Thurber House

Thurber House

🏚️ mansion

Columbus, Ohio · Est. 1873

TLDR

Built in 1873 on the site of an asylum that burned and killed seven women, this Columbus literary museum is where James Thurber heard a ghost pacing his dining room table in 1915, inspiring two of his most famous stories. A jeweler also shot himself in an upstairs bedroom in 1904, and staff report books flying off shelves, figures in mirrors, and a broken clock that chimes on its own.

The Full Story

Thomas Tracy Tress, a Columbus jeweler, wanted to prove to his dinner guests that his .38-caliber revolver was not loaded. He pointed it at his own chest and pulled the trigger. It was loaded. He died in an upstairs bedroom of what is now the Thurber House, a Queen Anne Victorian at 77 Jefferson Avenue. That was 1904, and according to Operations Director Leah Wharton, the story has become part of the house's identity. "To prove his point to his guests, he pointed at his chest and pulled the trigger, and it was loaded," Wharton told WOSU in 2025.

But Tress was not the first person to die on this ground. The house, built in 1873, sits on the former site of the Central Ohio Lunatic Asylum. That building burned in 1868, killing seven women trapped inside. The land was cleared, subdivided, and sold off. Families moved in. One of those families was the Thurbers.

James Thurber lived here from 1913 to 1917 while attending Ohio State University. On the night of November 17, 1915, he heard what he described as "heavy footsteps of a man walking for nearly a minute around our dining room table," followed by the sound of someone running upstairs. Nobody was there. The experience rattled the family enough to become the basis for two of Thurber's most famous works: "The Night the Ghost Got In" and "The Night the Bed Fell." Thurber changed the address in the published story to protect whichever family was living there at the time.

The house opened as a museum and literary center in 1984, and the ghost stories came with it. Staff members have reported books launching off shelves on their own. Visitors have looked into mirrors and seen a man standing behind them, only to turn around to an empty room. A broken clock once chimed so loudly that an employee jumped out of her chair. One visiting writer's dog began growling at specific pieces of furniture and corners of rooms for no apparent reason.

In 2010, the SyFy Channel's Ghost Hunters investigated the house (Season 6, Episode 18, "It's Time to Get Touched"). The show brought national attention, but the house had been drawing paranormal interest for years before that. Columbus Ghost Tours now runs regular investigations on Friday and Saturday nights, with sessions running from 7 PM to 1 AM or 8 PM to 2 AM.

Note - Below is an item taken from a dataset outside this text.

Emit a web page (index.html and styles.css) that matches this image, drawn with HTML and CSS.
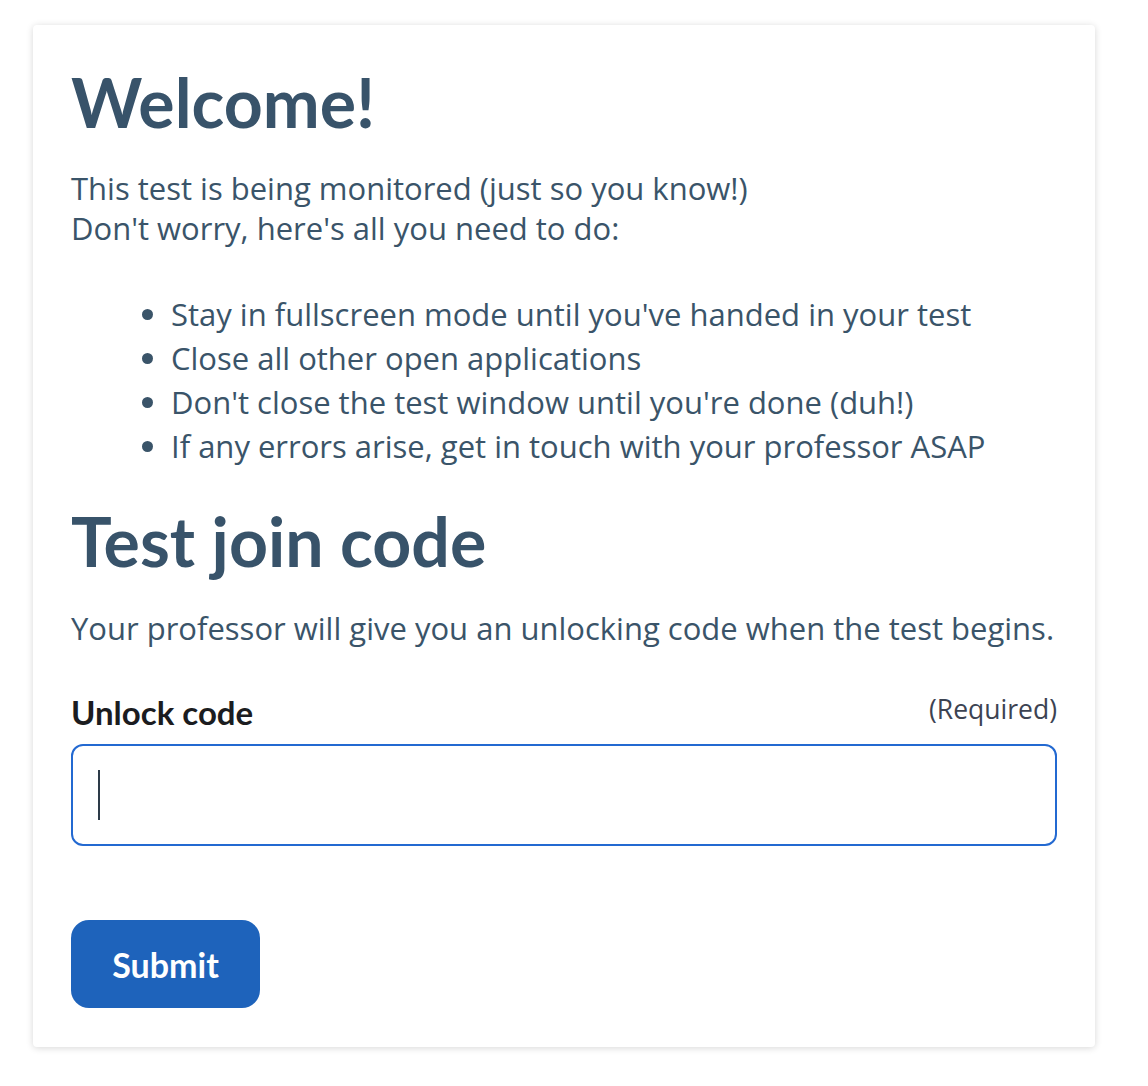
FILE: index.html
```html
<!DOCTYPE HTML>
<html lang="en">
  <head>
    <title>Test lockdown</title>
    <meta charset="utf-8">
    <link rel="stylesheet" href="styles.css">
  </head>
  <body>

  <div class="card">
    <h1 class="title">Welcome!</h1>
    <p class="intro">
      This test is being monitored (just so you know!)<br>
      Don't worry, here's all you need to do:
    </p>

    <ul class="rules">
      <li>Stay in fullscreen mode until you've handed in your test</li>
      <li>Close all other open applications</li>
      <li>Don't close the test window until you're done (duh!)</li>
      <li>If any errors arise, get in touch with your professor ASAP</li>
    </ul>

    <h2 class="title">Test join code</h2>
    <p class="hint">Your professor will give you an unlocking code when the test begins.</p>

    <div class="label-row">
      <label for="code" class="label">Unlock code</label>
      <span class="required">(Required)</span>
    </div>
    <div class="field">
      <input id="code" type="text" class="code-input" autocomplete="off">
      <span class="caret"></span>
    </div>

    <button class="submit" type="button">Submit</button>
  </div>

  </body>
</html>
```

FILE: styles.css
```css
html {
  height: 100%;
}
body {
  margin: 0;
  padding: 25px 53px 39px 33px;
  background: #ffffff;
  color: #3a5469;
  font-family: "Open Sans", "Noto Sans", sans-serif;
}

.card {
  background-color: #fff;
  border-radius: 4px;
  box-shadow: 0 1px 7px rgba(0,0,0,0.16);
  padding: 43px 38px 39px 38px;
}

.title {
  margin: 0;
  font-family: Lato, sans-serif;
  font-size: 68px;
  line-height: 68px;
  font-weight: 700;
  color: #38536a;
}

.intro {
  margin: 32px 0 0 0;
  font-size: 31px;
  line-height: 40px;
}

.rules {
  margin: 44px 0 0 0;
  padding-left: 100px;
  font-size: 31px;
  line-height: 44px;
}

h2.title {
  margin-top: 39px;
}

.hint {
  margin: 33px 0 0 0;
  font-size: 31px;
  line-height: 40px;
}

.label-row {
  display: flex;
  justify-content: space-between;
  align-items: flex-start;
  margin-top: 46px;
}

.label {
  font-family: Lato, sans-serif;
  font-size: 33px;
  line-height: 36px;
  font-weight: 700;
  color: #1b1c20;
}

.required {
  font-size: 26.5px;
  line-height: 30px;
  color: #3c4352;
}

.field {
  position: relative;
  margin-top: 14px;
}

.code-input {
  display: block;
  box-sizing: border-box;
  width: 100%;
  height: 102px;
  margin: 0;
  padding: 0 26px;
  border: 2px solid #2369d1;
  border-radius: 12px;
  background: #fff;
  font: 30px "Open Sans", sans-serif;
  color: #1b1c20;
  caret-color: transparent;
  outline: none;
}

.caret {
  position: absolute;
  left: 27px;
  top: 26px;
  width: 2px;
  height: 50px;
  background: #2d3b48;
}

.submit {
  display: block;
  margin-top: 74px;
  width: 189px;
  height: 88px;
  border: 0;
  border-radius: 18px;
  background-color: #1e63bb;
  color: #fff;
  font: 700 34px Lato, sans-serif;
  cursor: pointer;
}
```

In October 2022, 614NOW magazine writer Jack McLaughlin spent a night alone in the house. Around 9:30 PM, on the third floor, he began hearing faint creaking noises alternating between the kitchen and hallway, repeating every 10 to 20 seconds. The sounds continued for roughly 30 minutes, then stopped abruptly. "Do I have an explanation for them, though? Also, definitely not," McLaughlin wrote.

The third floor, where McLaughlin had his experience, doubles as a writer-in-residence apartment. Visiting authors stay there for extended periods, sleeping in the same rooms where Thurber heard his ghost more than a century ago. Interim Executive Director Kathy Matthews put it plainly in a 2025 interview: "I don't believe in ghosts, although I kind of wish I did."

The house sits on ground that has seen an asylum fire, a self-inflicted gunshot, and a future Pulitzer Prize finalist scribbling notes about the thing he heard on the stairs. It was added to the National Register of Historic Places on November 8, 1979. Today it hosts readings, workshops, and ghost investigations, sometimes on the same weekend. Admission for self-guided tours runs on Saturdays and Sundays, 1 to 4 PM.